U.S. Supreme Court Thornton v. Duffy, 254 U.S. 361 (1920)
Thornton v. Duffy
Argued November 8, 1920
Decided December 20, 1920
254 U.S. 361
ERROR TO THE SUPREME COURT
OF THE STATE OF OHIO
1. The construction placed on the constitution and laws of a state by its highest court must be accepted by this Court in determining their consistency with the federal Constitution. P. 254 U. S. 368 .
2. The right of a state to enforce a legitimate public policy includes the right to change and improve its regulations for that purpose, even to the making of changes which conflict with the arrangements and contracts made by individuals in reliance on previous regulations. P. 254 U. S. 369 .
3. The State of Ohio, in carrying out its policy of workmen's compensation ( see Jeffrey Manufacturing Co. v. Blagg, 235 U. S. 571 ), first allowed employers, in certain cases, the privilege of paying directly to their workmen or their dependents the compensation provided by law, instead of contributing to the state fund established to insure such payments; but afterwards, acting under power reserved over the subject, it took away this privilege from employers who indemnified themselves by insurance. Held that the change did not impair the constitutional rights of property or of contract of an employer who had elected to take the privilege of direct payment and had insured himself with an insurance company before the change was made. P. 254 U. S. 366 .
9 Oh.St. 120 affirmed.
The case is stated in the opinion.
MR. JUSTICE McKENNA delivered the opinion of the Court.
This suit was brought by the plaintiff in error, Thornton, against defendants in error, hereinafter called defendants,
composing the Industrial Commission of Ohio. The Cleveland Stamping & Tool Company filed an answer and cross-petition.

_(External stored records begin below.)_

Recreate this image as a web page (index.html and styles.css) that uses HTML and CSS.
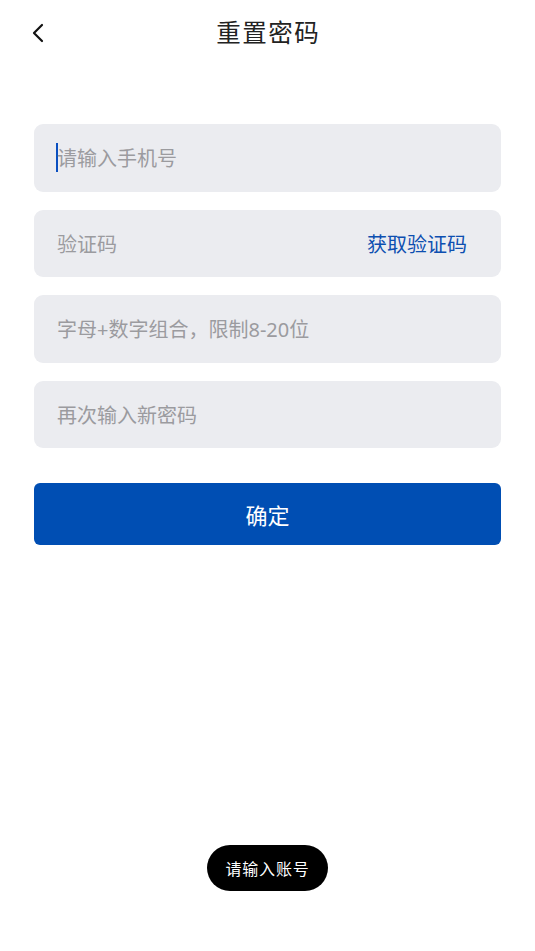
FILE: index.html
```html
<!DOCTYPE html>
<html lang="zh-CN">
<head>
<meta charset="utf-8">
<title>重置密码</title>
<link rel="stylesheet" href="styles.css">
</head>
<body>
<div class="page">
  <header class="nav">
    <button class="back" aria-label="返回">
      <svg width="14" height="20" viewBox="0 0 14 20"><path d="M11 2 L3 10 L11 18" fill="none" stroke="#111" stroke-width="2.2" stroke-linecap="round" stroke-linejoin="round"/></svg>
    </button>
    <h1 class="title">重置密码</h1>
  </header>
  <form class="form">
    <div class="field"><span class="caret"></span><span class="ph">请输入手机号</span></div>
    <div class="field"><span class="ph">验证码</span><span class="code">获取验证码</span></div>
    <div class="field"><span class="ph">字母+数字组合，限制8-20位</span></div>
    <div class="field"><span class="ph">再次输入新密码</span></div>
    <div class="submit">确定</div>
  </form>
  <div class="toast">请输入账号</div>
</div>
</body>
</html>
```
FILE: styles.css
```css
html, body {
  margin: 0;
  padding: 0;
  background: #fff;
}
body {
  font-family: "Noto Sans", "Noto Sans CJK SC", sans-serif;
  width: 535px;
  height: 951px;
  overflow: hidden;
}
.page {
  position: relative;
  height: 951px;
}
.nav {
  position: relative;
  height: 66px;
  display: flex;
  align-items: center;
  justify-content: center;
}
.back {
  position: absolute;
  left: 31px;
  top: 23px;
  border: 0;
  background: none;
  padding: 0;
  width: 14px;
  height: 20px;
  display: flex;
}
.title {
  margin: 0;
  font-size: 24.5px;
  font-weight: 400;
  color: #222;
  letter-spacing: 1.5px;
  text-indent: 1.5px;
  line-height: 66px;
}
.form {
  padding: 58px 34px 0 34px;
  display: flex;
  flex-direction: column;
  gap: 18px;
}
.field {
  height: 67.5px;
  background: #ebecf0;
  border-radius: 9px;
  display: flex;
  align-items: center;
  padding: 0 34px 0 23px;
  position: relative;
}
.ph {
  font-size: 20px;
  color: #9b9b9f;
  flex: 1;
}
.caret {
  width: 2px;
  height: 29px;
  background: #0a4fc0;
  margin-right: -1px;
  margin-left: -1px;
}
.code {
  font-size: 20px;
  color: #0d4fb0;
}
.submit {
  margin-top: 17px;
  height: 62px;
  background: #004eb3;
  border-radius: 6px;
  color: #fff;
  font-size: 22px;
  display: flex;
  align-items: center;
  justify-content: center;
}
.toast {
  position: absolute;
  left: 207px;
  top: 845px;
  width: 121px;
  height: 46px;
  border-radius: 23px;
  background: #000;
  color: #fff;
  font-size: 16px;
  letter-spacing: 0.8px;
  display: flex;
  align-items: center;
  justify-content: center;
}
```
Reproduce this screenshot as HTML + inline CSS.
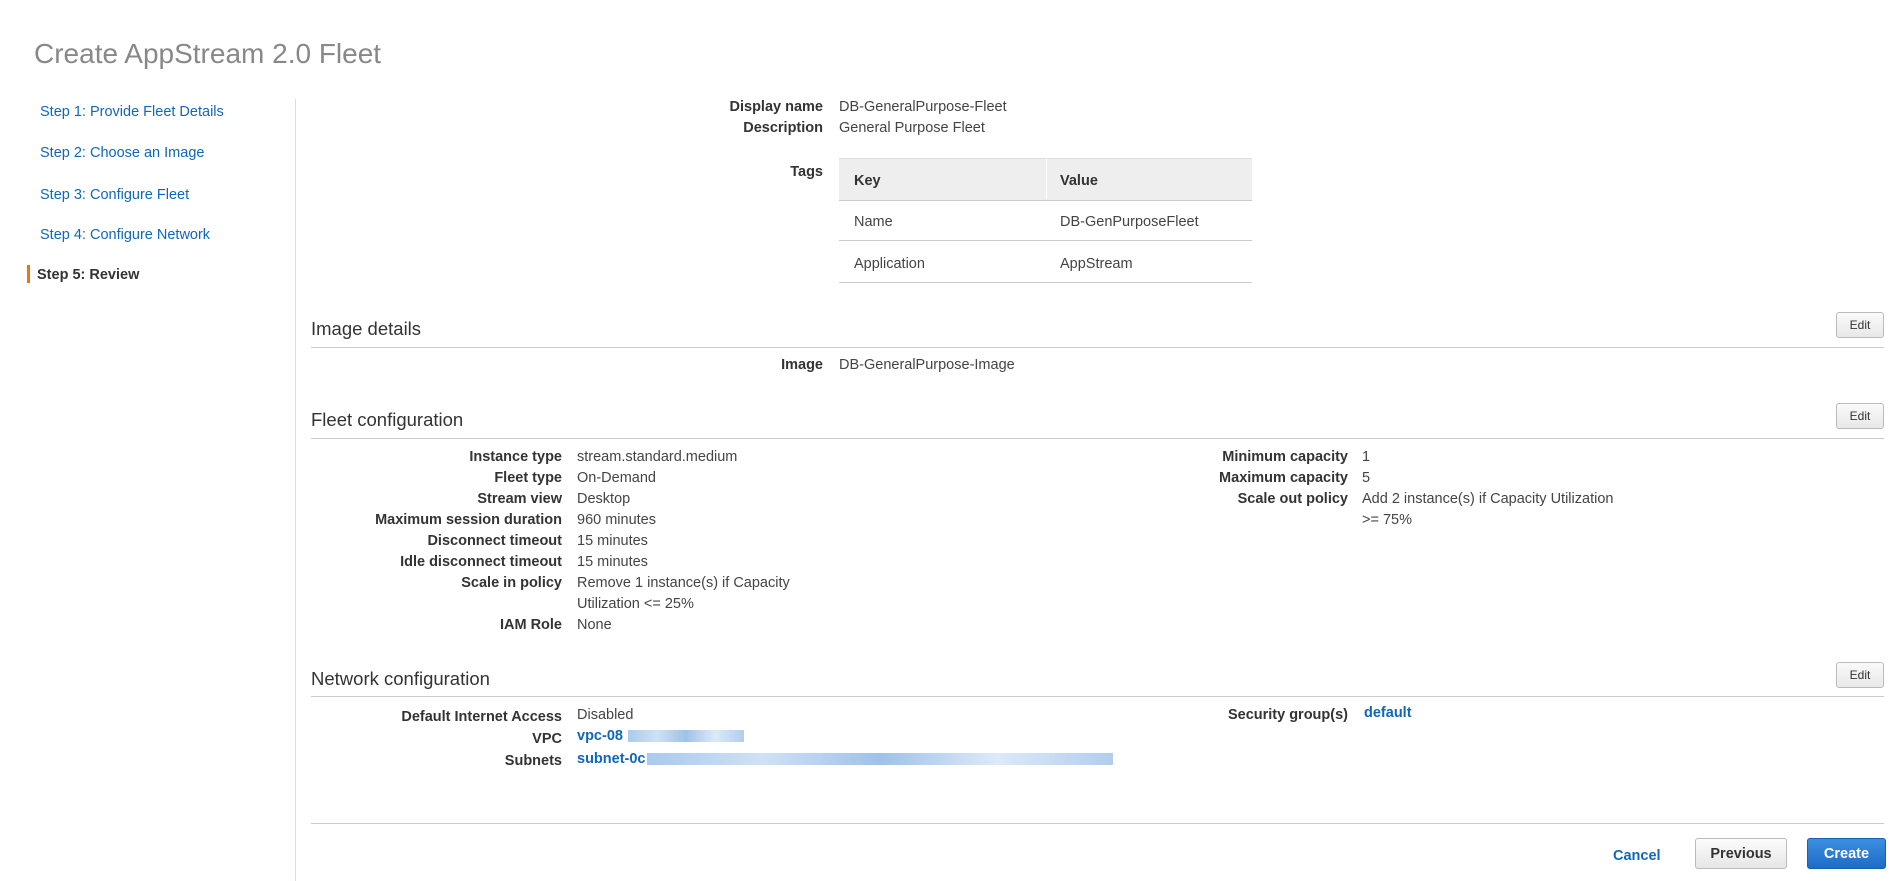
<!DOCTYPE html>
<html><head><style>
body{margin:0;width:1899px;height:881px;background:#fff;font-family:"Liberation Sans",Arial,sans-serif;font-size:14.5px;color:#444;position:relative;overflow:hidden}
.a{position:absolute;white-space:nowrap;line-height:18px;margin-top:2px}
.t{font-size:28px;color:#888;left:34px;top:36px;line-height:32px}
.nav{color:#1166bb;left:40px}
.lbl{font-weight:bold;color:#333;text-align:right}
.h{font-size:18.5px;color:#333;left:311px;line-height:22px}
.ln{position:absolute;left:311px;width:1573px;height:1px;background:#ccc}
.edit{position:absolute;left:1836px;width:46px;height:24px;border:1px solid #bbb;border-radius:3px;background:linear-gradient(#fafafa,#e8e8e8);font-size:12px;color:#333;text-align:center;line-height:24px}
.tb{position:absolute;left:839px;width:413px}
.lnk{color:#1166bb;font-weight:bold}
.blur{position:absolute;height:12px;background:linear-gradient(90deg,#9cc0e8,#c6dcf4,#8fb6e4,#d6e6f8,#a4c4ea);opacity:.85}
</style></head><body>
<div class="a t">Create AppStream 2.0 Fleet</div>
<div class="a nav" style="top:101px">Step 1: Provide Fleet Details</div>
<div class="a nav" style="top:142px">Step 2: Choose an Image</div>
<div class="a nav" style="top:184px">Step 3: Configure Fleet</div>
<div class="a nav" style="top:224px">Step 4: Configure Network</div>
<div style="position:absolute;left:27px;top:265px;width:3px;height:18px;background:#e47911"></div>
<div class="a" style="left:37px;top:264px;font-weight:bold;color:#333">Step 5: Review</div>
<div style="position:absolute;left:295px;top:99px;width:1px;height:782px;background:#ddd"></div>

<div class="a lbl" style="right:1076px;top:96px">Display name</div>
<div class="a" style="left:839px;top:96px">DB-GeneralPurpose-Fleet</div>
<div class="a lbl" style="right:1076px;top:117px">Description</div>
<div class="a" style="left:839px;top:117px">General Purpose Fleet</div>
<div class="a lbl" style="right:1076px;top:161px">Tags</div>
<div class="tb" style="top:158px;height:41px;background:#eee;border-top:1px solid #ddd;border-bottom:1px solid #ccc"></div>
<div style="position:absolute;left:1046px;top:158px;width:1px;height:41px;background:#fff"></div>
<div class="a" style="left:854px;top:170px;font-weight:bold;color:#333">Key</div>
<div class="a" style="left:1060px;top:170px;font-weight:bold;color:#333">Value</div>
<div class="a" style="left:854px;top:211px">Name</div>
<div class="a" style="left:1060px;top:211px">DB-GenPurposeFleet</div>
<div class="tb" style="top:240px;height:1px;background:#ccc"></div>
<div class="a" style="left:854px;top:253px">Application</div>
<div class="a" style="left:1060px;top:253px">AppStream</div>
<div class="tb" style="top:282px;height:1px;background:#ccc"></div>

<div class="a h" style="top:316px">Image details</div>
<div class="edit" style="top:312px">Edit</div>
<div class="ln" style="top:347px"></div>
<div class="a lbl" style="right:1076px;top:354px">Image</div>
<div class="a" style="left:839px;top:354px">DB-GeneralPurpose-Image</div>

<div class="a h" style="top:407px">Fleet configuration</div>
<div class="edit" style="top:403px">Edit</div>
<div class="ln" style="top:438px"></div>
<div class="a lbl" style="right:1337px;top:445px;line-height:21px">Instance type<br>Fleet type<br>Stream view<br>Maximum session duration<br>Disconnect timeout<br>Idle disconnect timeout<br>Scale in policy<br><br>IAM Role</div>
<div class="a" style="left:577px;top:445px;line-height:21px">stream.standard.medium<br>On-Demand<br>Desktop<br>960 minutes<br>15 minutes<br>15 minutes<br>Remove 1 instance(s) if Capacity<br>Utilization &lt;= 25%<br>None</div>
<div class="a lbl" style="right:551px;top:445px;line-height:21px">Minimum capacity<br>Maximum capacity<br>Scale out policy</div>
<div class="a" style="left:1362px;top:445px;line-height:21px">1<br>5<br>Add 2 instance(s) if Capacity Utilization<br>&gt;= 75%</div>

<div class="a h" style="top:666px">Network configuration</div>
<div class="edit" style="top:662px">Edit</div>
<div class="ln" style="top:696px"></div>
<div class="a lbl" style="right:1337px;top:704px;line-height:22px">Default Internet Access<br>VPC<br>Subnets</div>
<div class="a" style="left:577px;top:704px">Disabled</div>
<div class="a lnk" style="left:577px;top:725px">vpc-08</div>
<div class="blur" style="left:628px;top:730px;width:116px"></div>
<div class="a lnk" style="left:577px;top:748px">subnet-0c</div>
<div class="blur" style="left:647px;top:753px;width:466px"></div>
<div class="a lbl" style="right:551px;top:704px">Security group(s)</div>
<div class="a lnk" style="left:1364px;top:702px">default</div>

<div class="ln" style="top:823px"></div>
<div class="a lnk" style="left:1613px;top:845px">Cancel</div>
<div style="position:absolute;left:1695px;top:838px;width:90px;height:29px;border:1px solid #bbb;border-radius:3px;background:linear-gradient(#fcfcfc,#e6e6e6);font-weight:bold;color:#333;text-align:center;line-height:31px">Previous</div>
<div style="position:absolute;left:1807px;top:838px;width:77px;height:29px;border:1px solid #1a5fae;border-radius:3px;background:linear-gradient(#3b8fe0,#1d6cc8);font-weight:bold;color:#fff;text-align:center;line-height:31px">Create</div>
</body></html>
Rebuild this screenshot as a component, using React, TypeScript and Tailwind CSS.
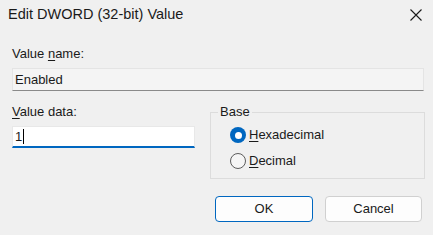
import React from "react";

const font = { fontFamily: '"Segoe UI", "Liberation Sans", Arial, sans-serif' };

function Radio({ checked, label, u }: { checked: boolean; label: string; u: string }) {
  return (
    <div className="flex items-center h-[20px]">
      {checked ? (
        <div className="w-[16px] h-[16px] rounded-full bg-[#0067c0] flex items-center justify-center">
          <div className="w-[7px] h-[7px] rounded-full bg-white" />
        </div>
      ) : (
        <div className="w-[16px] h-[16px] rounded-full border border-[#5c5c5c] bg-[#f5f5f5]" />
      )}
      <span className="ml-[3px] text-[13px] text-[#1a1a1a]">
        <span className="underline underline-offset-2">{u}</span>
        {label}
      </span>
    </div>
  );
}

export default function App() {
  return (
    <div
      className="w-[433px] h-[235px] bg-[#f0f0f0] flex flex-col text-[#1a1a1a] overflow-hidden"
      style={font}
    >
      <div className="h-[30px] flex items-center justify-between pl-[8px] pr-[11px]">
        <span className="text-[14.5px] text-[#1a1a1a]">Edit DWORD (32-bit) Value</span>
        <svg width="12" height="12" viewBox="0 0 12 12">
          <path d="M0.5 0.5 L11.5 11.5 M11.5 0.5 L0.5 11.5" stroke="#1a1a1a" strokeWidth="1.1" />
        </svg>
      </div>
      <div className="flex flex-col px-[12px]">
        <div className="mt-[16px] h-[16px] leading-[16px] text-[13px]">
          Value <span className="underline underline-offset-2">n</span>ame:
        </div>
        <div className="mt-[6px] h-[23px] mr-[-3px] bg-[#f4f4f4] border-t border-l border-r border-[#e4e4e4] border-b border-b-[#8a8a8a] flex items-center pl-[2px] text-[13px]">
          Enabled
        </div>
        <div className="flex mt-[13px]">
          <div className="w-[183px] shrink-0 flex flex-col">
            <div className="h-[16px] leading-[16px] text-[13px]">
              <span className="underline underline-offset-2">V</span>alue data:
            </div>
            <div className="mt-[6px] h-[22px] bg-white border-t border-l border-r border-[#e8e8e8] border-b-2 border-b-[#0067c0] flex items-center pl-[2px] text-[13px]">
              1<span className="inline-block w-[1px] h-[15px] bg-black ml-[1px]" />
            </div>
          </div>
          <fieldset className="ml-[15px] w-[215px] shrink-0 h-[75px] border border-[#dcdcdc] pl-[19px] pt-[5px]">
            <legend className="px-[2px] ml-[-12px] text-[13px] leading-[16px]">Base</legend>
            <div className="flex flex-col gap-[6px]">
              <Radio checked label="exadecimal" u="H" />
              <Radio checked={false} label="ecimal" u="D" />
            </div>
          </fieldset>
        </div>
        <div className="flex justify-end gap-[12px] mt-[17px] mr-[-1px]">
          <button className="w-[98px] h-[26px] rounded-[4px] bg-[#fdfdfd] border border-[#0067c0] text-[13px]">
            OK
          </button>
          <button className="w-[97px] h-[26px] rounded-[4px] bg-[#fdfdfd] border border-[#d0d0d0] text-[13px]">
            Cancel
          </button>
        </div>
      </div>
    </div>
  );
}
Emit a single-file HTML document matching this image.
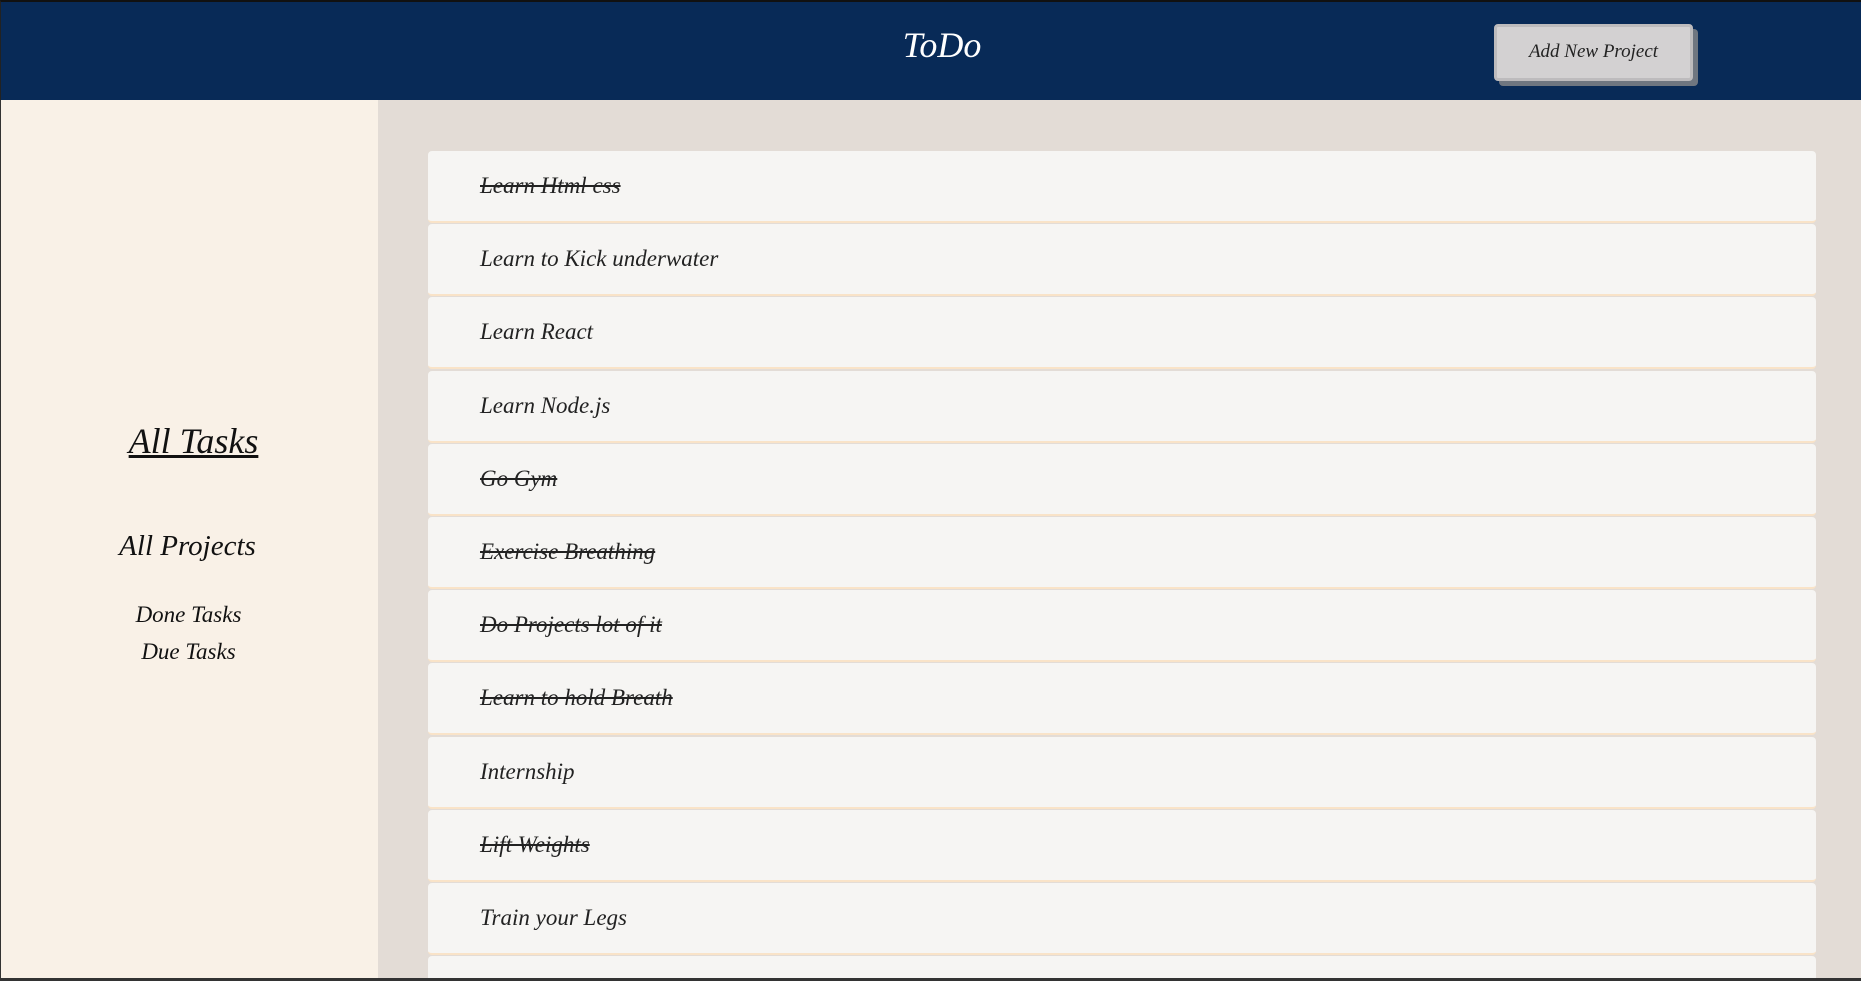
<!DOCTYPE html>
<html><head><style>
*{margin:0;padding:0;box-sizing:border-box}
html,body{width:1861px;height:981px;overflow:hidden;background:#e3dcd6;font-family:"Liberation Serif",serif;font-style:italic}
.wrap{position:relative;width:1861px;height:981px;overflow:hidden}
.hdr{position:absolute;left:0;top:0;width:1861px;height:100px;background:#082a57;border-top:2px solid #111;border-left:1px solid #222}
.title{position:absolute;left:0;width:1882px;text-align:center;top:22px;color:#fff;font-size:36px}
.btn{position:absolute;left:1493px;top:22px;width:199px;height:57px;background:#d3d1d2;border:3px solid #bdbbbd;border-radius:4px;box-shadow:5px 5px 0 #6f7680;text-align:center;line-height:50px;font-size:19px;color:#222}
.side{position:absolute;left:0;top:100px;width:378px;height:881px;background:#f9f1e7;border-left:1px solid #333}
.s{position:absolute;left:0;width:385px;text-align:center;color:#111}
.cards{position:absolute;left:428px;top:151px;width:1388px;height:827px;overflow:hidden}
.c{height:72px;margin-bottom:1.2px;background:#f6f5f3;border-radius:4px;border-bottom:2px solid #f9e3c8;font-size:23px;line-height:70px;padding-left:52px;color:#222}
.d{text-decoration:line-through}
.bot{position:absolute;left:0;top:978px;width:1861px;height:3px;background:#333}
</style></head><body><div class="wrap">
<div class="hdr"><div class="title">ToDo</div><div class="btn">Add New Project</div></div>
<div class="side">
<div class="s" style="top:320px;font-size:36px;text-decoration:underline">All Tasks</div>
<div class="s" style="top:430px;font-size:29px;left:-6px">All Projects</div>
<div class="s" style="top:502px;font-size:23px;left:-5px">Done Tasks</div>
<div class="s" style="top:539px;font-size:23px;left:-5px">Due Tasks</div>
</div>
<div class="cards">
<div class="c d">Learn Html css</div>
<div class="c">Learn to Kick underwater</div>
<div class="c">Learn React</div>
<div class="c">Learn Node.js</div>
<div class="c d">Go Gym</div>
<div class="c d">Exercise Breathing</div>
<div class="c d">Do Projects lot of it</div>
<div class="c d">Learn to hold Breath</div>
<div class="c">Internship</div>
<div class="c d">Lift Weights</div>
<div class="c">Train your Legs</div>
<div class="c">Chest Day</div>
</div>
<div class="bot"></div>
</div></body></html>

From a judgment sustaining demurrers to the petition of Thornton, and to the answer and cross-petition of the Cleveland Stamping & Tool Company, there was an appeal to the court of appeals, and thence by proceeding in error to the supreme court of the state, by which court the judgment was affirmed. These writs of error are prosecuted by Thornton and the Cleveland Company.
Thornton's petition and the pleadings of the Cleveland Company are substantially the same. We use, for convenience, Thornton's petition, and state its allegations narratively as follows: he is a manufacturer at Cleveland, Ohio, employing more than forty men. The Industrial Commission determined, as required by the act of the General Assembly of the state, passed February 26, 1913, and comprised in §§ 1465-41a to 1465-106, General Code of Ohio, that he was of sufficient financial ability to render certain the payment of compensation to injured employees, the benefits provided by that act. He, on the ___ day of January, 1914, elected to accept the act and proceed under it, has since complied with its provisions, has abided by the rules of the Commission and all that is required of him by the act.
January, 1914, he made a written contract with the Aetna Insurance Company of Hartford, Connecticut, a duly licensed company, wherein that company agreed to pay to his injured employees the compensations required by the act of the assembly for injuries or upon death, and agreed to indemnify him against the liabilities and requirements of the act.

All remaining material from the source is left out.